● What the task requires
Below are the records; copy each line in them that holds the word "with".

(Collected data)
........

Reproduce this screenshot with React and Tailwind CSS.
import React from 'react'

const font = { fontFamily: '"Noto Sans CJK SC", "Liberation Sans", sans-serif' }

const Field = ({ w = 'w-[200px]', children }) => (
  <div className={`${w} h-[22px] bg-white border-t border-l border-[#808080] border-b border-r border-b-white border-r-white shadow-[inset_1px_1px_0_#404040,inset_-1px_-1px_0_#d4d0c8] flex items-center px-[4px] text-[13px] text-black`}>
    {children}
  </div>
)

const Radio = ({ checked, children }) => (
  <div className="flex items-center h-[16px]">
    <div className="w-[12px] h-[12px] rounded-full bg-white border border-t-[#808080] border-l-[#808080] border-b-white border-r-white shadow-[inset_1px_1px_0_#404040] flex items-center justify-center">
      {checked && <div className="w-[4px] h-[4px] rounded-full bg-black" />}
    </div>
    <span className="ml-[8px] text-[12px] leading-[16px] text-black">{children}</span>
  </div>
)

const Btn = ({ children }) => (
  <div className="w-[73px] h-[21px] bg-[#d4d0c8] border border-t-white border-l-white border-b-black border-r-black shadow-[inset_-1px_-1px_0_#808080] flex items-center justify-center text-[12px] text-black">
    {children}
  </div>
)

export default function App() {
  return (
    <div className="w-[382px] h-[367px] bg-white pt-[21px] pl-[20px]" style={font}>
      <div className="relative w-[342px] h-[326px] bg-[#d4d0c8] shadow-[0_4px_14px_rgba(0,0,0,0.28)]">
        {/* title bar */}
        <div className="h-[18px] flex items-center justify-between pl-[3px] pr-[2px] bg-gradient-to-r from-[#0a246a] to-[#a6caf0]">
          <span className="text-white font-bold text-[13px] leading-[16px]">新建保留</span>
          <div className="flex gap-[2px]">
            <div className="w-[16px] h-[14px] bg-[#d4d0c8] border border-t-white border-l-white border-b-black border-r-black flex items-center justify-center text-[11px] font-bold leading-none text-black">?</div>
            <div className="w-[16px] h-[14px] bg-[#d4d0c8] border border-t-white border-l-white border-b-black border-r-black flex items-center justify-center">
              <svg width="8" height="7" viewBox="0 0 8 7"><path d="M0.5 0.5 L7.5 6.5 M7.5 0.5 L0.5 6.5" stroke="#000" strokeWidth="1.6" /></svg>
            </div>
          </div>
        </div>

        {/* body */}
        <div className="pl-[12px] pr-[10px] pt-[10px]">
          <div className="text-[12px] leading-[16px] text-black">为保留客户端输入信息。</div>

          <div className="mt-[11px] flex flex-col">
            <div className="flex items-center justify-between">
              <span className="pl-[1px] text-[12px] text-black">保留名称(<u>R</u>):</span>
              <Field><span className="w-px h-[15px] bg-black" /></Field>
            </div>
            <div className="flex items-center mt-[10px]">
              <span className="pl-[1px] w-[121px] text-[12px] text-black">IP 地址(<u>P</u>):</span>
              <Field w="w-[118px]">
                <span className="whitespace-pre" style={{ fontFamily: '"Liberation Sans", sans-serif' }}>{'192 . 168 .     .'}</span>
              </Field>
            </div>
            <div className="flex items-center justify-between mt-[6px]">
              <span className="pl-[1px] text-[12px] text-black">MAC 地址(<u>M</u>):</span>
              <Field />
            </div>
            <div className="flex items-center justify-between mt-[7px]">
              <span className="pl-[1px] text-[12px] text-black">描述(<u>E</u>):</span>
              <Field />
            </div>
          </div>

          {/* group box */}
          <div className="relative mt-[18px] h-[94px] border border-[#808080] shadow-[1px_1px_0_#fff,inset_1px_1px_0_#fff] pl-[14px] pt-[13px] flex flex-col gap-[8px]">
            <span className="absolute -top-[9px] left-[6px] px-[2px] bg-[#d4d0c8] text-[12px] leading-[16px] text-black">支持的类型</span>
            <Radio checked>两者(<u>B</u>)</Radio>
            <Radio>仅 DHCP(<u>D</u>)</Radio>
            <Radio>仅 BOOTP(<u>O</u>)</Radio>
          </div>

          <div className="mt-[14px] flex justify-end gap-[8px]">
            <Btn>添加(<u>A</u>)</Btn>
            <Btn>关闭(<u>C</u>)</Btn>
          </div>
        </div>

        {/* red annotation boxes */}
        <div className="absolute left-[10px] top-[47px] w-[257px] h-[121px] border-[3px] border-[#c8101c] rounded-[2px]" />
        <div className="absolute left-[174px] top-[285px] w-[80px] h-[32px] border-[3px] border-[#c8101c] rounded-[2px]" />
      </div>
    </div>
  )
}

........

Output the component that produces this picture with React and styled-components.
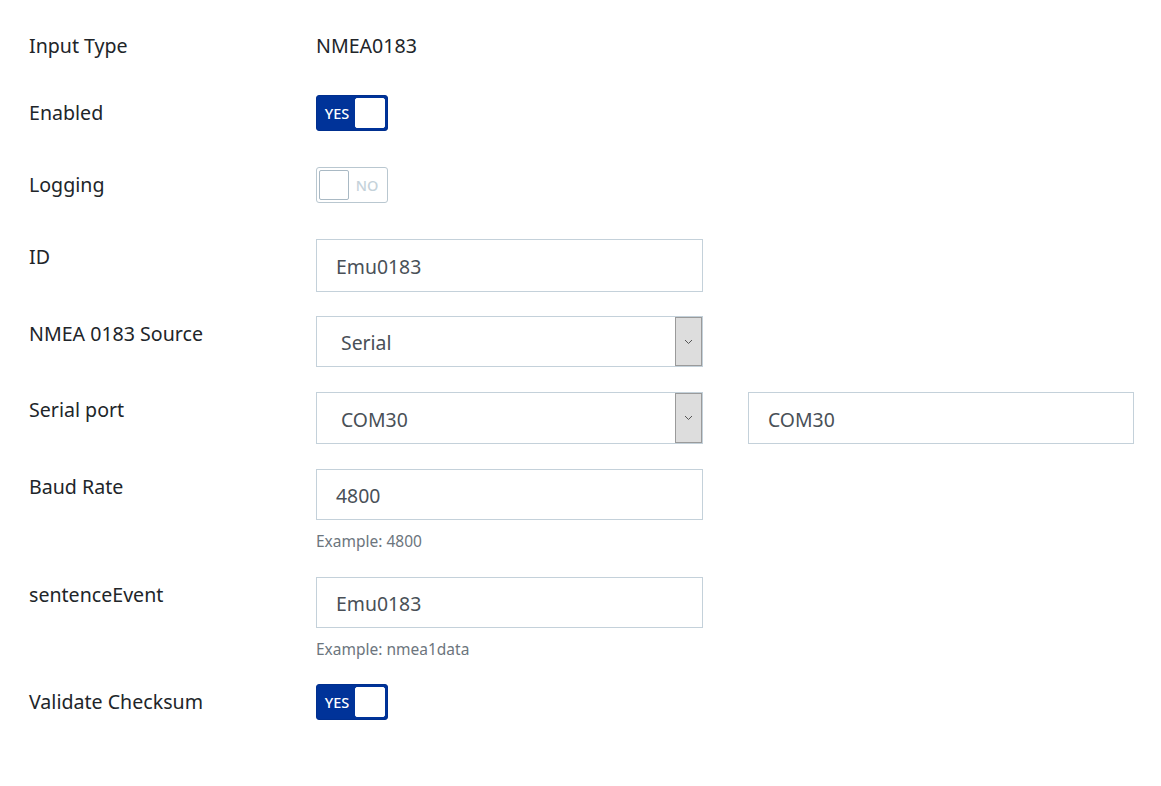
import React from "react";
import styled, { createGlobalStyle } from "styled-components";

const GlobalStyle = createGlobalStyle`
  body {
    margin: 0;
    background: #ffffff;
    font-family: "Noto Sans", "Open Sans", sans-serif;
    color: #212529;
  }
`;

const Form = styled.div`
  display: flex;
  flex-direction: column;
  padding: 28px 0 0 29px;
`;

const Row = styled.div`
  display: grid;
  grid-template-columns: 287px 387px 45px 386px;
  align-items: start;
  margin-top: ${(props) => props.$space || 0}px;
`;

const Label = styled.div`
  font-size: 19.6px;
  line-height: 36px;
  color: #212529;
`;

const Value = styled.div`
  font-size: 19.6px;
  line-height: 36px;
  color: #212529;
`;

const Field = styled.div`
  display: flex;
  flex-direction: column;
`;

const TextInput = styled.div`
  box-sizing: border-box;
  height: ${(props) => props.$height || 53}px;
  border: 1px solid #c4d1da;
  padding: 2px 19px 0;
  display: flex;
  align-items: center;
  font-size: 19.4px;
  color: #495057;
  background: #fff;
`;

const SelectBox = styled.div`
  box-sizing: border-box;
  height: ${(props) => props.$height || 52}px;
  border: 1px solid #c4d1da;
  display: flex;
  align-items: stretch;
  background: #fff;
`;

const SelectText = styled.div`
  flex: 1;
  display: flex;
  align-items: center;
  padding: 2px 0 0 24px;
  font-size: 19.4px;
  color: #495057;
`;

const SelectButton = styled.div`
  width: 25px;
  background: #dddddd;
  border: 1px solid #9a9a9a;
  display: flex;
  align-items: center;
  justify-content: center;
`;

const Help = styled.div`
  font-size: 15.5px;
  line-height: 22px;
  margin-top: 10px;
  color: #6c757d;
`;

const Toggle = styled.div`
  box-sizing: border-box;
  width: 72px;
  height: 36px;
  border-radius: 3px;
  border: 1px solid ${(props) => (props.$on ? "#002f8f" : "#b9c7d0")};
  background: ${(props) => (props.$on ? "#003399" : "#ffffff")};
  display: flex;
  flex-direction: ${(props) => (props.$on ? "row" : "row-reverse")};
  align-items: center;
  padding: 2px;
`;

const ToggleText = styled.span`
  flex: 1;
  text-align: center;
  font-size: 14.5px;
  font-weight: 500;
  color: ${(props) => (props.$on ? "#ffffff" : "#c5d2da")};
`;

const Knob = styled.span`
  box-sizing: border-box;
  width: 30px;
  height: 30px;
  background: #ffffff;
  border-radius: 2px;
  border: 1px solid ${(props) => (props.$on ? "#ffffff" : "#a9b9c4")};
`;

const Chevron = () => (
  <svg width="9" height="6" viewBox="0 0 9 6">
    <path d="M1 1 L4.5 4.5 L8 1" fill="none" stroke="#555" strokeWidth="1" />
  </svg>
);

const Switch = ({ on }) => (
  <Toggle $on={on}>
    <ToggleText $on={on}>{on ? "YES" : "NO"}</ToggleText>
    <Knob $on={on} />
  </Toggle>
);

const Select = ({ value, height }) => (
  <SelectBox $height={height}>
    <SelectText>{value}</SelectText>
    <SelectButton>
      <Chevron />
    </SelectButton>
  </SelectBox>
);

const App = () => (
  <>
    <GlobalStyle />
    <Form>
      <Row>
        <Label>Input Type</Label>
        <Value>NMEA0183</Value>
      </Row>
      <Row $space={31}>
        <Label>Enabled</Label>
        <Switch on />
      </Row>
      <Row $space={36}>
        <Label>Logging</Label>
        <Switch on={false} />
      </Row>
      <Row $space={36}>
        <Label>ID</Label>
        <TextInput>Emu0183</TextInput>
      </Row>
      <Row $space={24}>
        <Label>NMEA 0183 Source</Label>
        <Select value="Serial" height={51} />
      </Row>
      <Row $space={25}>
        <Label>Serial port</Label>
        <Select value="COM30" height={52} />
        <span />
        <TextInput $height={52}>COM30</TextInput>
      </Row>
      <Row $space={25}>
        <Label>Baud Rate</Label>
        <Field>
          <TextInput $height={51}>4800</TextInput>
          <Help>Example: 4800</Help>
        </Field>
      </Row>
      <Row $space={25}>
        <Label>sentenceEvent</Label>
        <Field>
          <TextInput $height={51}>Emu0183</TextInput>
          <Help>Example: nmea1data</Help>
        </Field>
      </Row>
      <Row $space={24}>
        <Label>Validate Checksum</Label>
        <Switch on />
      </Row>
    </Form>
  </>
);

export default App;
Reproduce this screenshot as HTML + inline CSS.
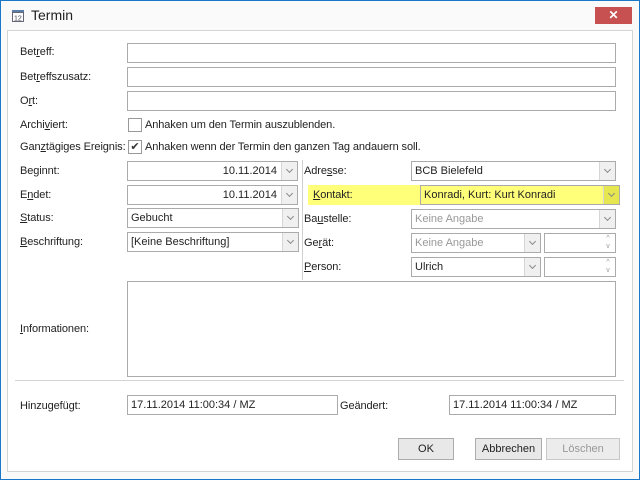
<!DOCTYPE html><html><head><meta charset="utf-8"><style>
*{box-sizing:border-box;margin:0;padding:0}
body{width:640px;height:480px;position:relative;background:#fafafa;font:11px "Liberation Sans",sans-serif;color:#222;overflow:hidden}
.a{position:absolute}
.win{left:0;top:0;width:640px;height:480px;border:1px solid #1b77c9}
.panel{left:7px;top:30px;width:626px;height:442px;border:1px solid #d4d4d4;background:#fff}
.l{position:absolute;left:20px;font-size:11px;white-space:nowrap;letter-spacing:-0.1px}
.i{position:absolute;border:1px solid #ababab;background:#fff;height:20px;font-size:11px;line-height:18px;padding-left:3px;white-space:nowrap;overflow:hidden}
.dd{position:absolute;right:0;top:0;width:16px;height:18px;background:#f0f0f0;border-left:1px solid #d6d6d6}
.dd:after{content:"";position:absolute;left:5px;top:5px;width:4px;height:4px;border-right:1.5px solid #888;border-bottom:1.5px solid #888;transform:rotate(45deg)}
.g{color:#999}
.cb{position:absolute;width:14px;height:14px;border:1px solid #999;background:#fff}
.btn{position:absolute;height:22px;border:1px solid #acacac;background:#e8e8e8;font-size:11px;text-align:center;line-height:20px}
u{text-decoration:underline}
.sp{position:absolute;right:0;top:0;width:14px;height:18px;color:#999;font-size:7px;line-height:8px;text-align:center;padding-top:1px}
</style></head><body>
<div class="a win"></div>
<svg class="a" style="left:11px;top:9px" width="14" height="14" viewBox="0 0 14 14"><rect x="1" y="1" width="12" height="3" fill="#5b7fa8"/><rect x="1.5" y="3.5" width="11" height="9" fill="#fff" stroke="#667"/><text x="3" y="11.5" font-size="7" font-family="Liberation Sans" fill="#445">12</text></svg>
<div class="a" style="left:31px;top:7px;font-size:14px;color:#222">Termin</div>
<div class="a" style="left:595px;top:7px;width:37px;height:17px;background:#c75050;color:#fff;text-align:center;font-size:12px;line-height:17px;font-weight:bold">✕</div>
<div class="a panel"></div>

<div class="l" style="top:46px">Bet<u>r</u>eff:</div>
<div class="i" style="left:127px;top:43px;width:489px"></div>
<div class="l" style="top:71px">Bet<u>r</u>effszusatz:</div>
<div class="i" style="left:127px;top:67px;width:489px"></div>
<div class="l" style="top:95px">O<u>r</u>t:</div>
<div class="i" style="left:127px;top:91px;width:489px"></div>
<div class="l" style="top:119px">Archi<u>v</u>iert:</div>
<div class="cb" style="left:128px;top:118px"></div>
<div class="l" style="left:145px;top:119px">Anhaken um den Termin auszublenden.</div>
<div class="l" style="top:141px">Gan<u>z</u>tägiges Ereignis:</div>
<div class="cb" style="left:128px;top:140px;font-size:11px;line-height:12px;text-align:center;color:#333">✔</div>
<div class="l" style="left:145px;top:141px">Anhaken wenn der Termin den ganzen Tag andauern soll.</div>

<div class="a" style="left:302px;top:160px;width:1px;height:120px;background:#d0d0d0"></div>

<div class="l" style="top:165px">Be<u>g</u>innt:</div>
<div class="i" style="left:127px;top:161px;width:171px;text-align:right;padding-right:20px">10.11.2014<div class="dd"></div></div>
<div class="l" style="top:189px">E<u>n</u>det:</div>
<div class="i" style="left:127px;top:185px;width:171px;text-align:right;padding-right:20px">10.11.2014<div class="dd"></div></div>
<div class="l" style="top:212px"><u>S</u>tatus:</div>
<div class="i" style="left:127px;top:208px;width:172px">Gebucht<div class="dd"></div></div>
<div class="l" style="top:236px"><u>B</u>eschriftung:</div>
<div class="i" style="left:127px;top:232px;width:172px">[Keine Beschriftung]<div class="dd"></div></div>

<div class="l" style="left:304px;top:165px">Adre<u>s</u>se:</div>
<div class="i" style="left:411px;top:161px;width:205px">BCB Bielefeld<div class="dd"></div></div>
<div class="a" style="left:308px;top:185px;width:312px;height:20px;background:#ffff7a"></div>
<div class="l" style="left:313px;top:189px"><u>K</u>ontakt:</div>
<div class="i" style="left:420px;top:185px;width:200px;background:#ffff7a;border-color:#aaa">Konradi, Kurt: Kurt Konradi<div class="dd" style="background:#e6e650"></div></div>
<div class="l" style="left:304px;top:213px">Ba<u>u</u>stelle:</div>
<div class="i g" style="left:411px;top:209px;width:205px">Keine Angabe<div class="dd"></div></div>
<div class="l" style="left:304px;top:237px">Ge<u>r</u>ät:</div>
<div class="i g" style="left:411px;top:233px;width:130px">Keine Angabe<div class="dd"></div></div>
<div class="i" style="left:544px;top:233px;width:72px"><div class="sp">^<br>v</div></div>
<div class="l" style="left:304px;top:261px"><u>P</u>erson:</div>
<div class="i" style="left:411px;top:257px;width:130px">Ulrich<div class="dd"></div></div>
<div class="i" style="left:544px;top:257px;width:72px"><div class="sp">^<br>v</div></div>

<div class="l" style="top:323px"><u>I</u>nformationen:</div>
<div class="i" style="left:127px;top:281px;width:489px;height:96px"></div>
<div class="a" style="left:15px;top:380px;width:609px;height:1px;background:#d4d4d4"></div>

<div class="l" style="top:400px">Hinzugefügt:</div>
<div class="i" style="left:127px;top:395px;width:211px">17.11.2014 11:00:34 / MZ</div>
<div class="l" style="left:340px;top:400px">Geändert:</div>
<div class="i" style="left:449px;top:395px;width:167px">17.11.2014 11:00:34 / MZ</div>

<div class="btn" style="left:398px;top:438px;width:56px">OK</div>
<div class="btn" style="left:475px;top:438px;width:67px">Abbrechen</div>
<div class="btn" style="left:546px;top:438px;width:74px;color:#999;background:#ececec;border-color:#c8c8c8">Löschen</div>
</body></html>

........

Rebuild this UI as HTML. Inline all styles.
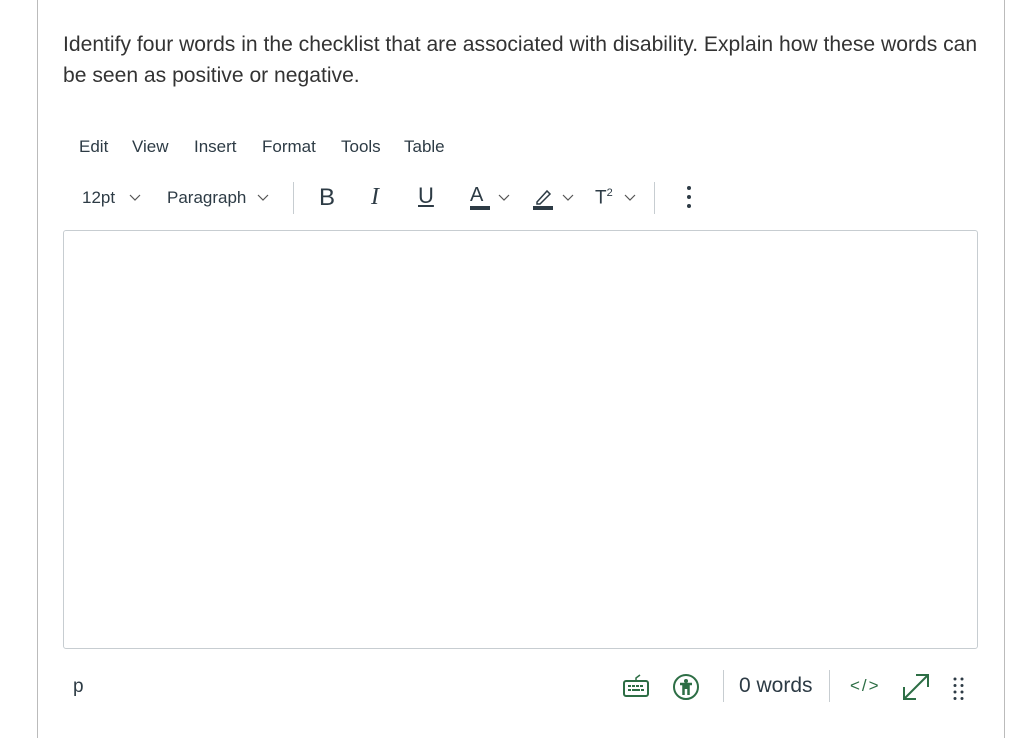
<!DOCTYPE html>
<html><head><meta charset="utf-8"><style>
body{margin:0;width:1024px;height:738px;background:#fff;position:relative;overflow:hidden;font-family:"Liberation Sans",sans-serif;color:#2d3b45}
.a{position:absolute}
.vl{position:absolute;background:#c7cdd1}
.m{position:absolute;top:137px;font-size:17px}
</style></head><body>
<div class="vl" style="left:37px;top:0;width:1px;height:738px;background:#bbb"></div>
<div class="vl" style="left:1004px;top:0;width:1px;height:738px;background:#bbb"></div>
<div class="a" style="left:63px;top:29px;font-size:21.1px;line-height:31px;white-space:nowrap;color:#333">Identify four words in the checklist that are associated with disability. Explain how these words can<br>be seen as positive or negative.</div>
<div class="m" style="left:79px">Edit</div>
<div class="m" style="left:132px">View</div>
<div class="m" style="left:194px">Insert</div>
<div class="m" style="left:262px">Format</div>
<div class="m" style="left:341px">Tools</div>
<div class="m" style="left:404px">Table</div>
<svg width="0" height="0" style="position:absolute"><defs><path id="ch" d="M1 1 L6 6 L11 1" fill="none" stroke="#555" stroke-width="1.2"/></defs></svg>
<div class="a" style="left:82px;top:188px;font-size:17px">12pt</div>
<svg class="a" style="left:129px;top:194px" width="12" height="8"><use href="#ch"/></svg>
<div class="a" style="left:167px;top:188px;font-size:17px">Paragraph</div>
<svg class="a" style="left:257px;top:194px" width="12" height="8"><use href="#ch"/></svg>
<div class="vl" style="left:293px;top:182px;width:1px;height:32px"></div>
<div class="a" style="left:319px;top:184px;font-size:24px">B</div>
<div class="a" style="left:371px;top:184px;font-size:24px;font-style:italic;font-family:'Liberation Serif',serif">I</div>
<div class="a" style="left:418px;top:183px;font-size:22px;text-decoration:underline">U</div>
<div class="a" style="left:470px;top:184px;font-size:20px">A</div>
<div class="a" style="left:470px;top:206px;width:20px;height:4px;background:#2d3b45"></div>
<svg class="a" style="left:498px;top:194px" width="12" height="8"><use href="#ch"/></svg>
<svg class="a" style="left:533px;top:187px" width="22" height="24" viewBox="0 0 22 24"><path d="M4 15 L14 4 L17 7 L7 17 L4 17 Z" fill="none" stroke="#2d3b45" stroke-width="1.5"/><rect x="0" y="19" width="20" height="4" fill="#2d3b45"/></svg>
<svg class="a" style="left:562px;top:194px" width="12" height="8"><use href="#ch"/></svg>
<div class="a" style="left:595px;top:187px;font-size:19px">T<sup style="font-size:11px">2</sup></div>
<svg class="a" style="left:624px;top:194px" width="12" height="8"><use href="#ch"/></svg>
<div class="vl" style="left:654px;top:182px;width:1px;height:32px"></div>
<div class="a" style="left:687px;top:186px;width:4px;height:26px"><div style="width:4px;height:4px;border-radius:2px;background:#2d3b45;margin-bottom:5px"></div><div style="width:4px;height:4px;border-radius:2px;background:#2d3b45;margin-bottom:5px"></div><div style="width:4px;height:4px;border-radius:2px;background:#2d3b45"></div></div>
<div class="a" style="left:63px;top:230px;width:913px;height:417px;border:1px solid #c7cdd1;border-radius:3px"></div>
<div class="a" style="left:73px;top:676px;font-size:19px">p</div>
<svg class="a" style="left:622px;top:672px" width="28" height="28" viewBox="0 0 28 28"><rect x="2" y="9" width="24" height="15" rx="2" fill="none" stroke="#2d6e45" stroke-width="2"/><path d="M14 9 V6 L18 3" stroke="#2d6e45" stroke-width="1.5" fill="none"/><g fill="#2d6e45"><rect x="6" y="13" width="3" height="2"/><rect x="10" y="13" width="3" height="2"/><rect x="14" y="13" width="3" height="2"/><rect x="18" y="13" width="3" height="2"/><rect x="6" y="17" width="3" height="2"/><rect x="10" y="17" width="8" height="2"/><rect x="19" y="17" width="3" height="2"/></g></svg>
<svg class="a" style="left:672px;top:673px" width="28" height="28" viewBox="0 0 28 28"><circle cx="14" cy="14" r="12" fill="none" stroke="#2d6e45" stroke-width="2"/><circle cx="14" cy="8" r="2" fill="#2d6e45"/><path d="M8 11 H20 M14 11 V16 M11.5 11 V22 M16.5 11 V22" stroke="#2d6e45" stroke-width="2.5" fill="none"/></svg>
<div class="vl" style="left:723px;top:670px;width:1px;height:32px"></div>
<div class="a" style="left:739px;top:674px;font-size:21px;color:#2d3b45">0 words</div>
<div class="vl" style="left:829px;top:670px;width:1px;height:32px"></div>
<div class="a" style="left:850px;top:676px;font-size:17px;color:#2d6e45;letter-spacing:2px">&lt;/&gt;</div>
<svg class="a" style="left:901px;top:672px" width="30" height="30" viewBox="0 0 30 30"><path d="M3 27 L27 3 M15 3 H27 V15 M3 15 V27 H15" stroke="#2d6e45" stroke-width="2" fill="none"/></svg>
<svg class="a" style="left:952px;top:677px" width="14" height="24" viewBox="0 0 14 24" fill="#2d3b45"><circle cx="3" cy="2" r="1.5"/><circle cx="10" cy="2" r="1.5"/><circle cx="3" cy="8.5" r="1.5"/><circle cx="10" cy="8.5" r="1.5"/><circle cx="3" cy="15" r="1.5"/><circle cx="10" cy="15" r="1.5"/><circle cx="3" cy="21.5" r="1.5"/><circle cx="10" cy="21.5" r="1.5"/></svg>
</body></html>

........

● Worked answer
Reproduce this screenshot with React and Tailwind CSS.
Output the component that produces this picture with React and styled-components.
<div class="a" style="left:63px;top:29px;font-size:21.1px;line-height:31px;white-space:nowrap;color:#333">Identify four words in the checklist that are associated with disability. Explain how these words can<br>be seen as positive or negative.</div>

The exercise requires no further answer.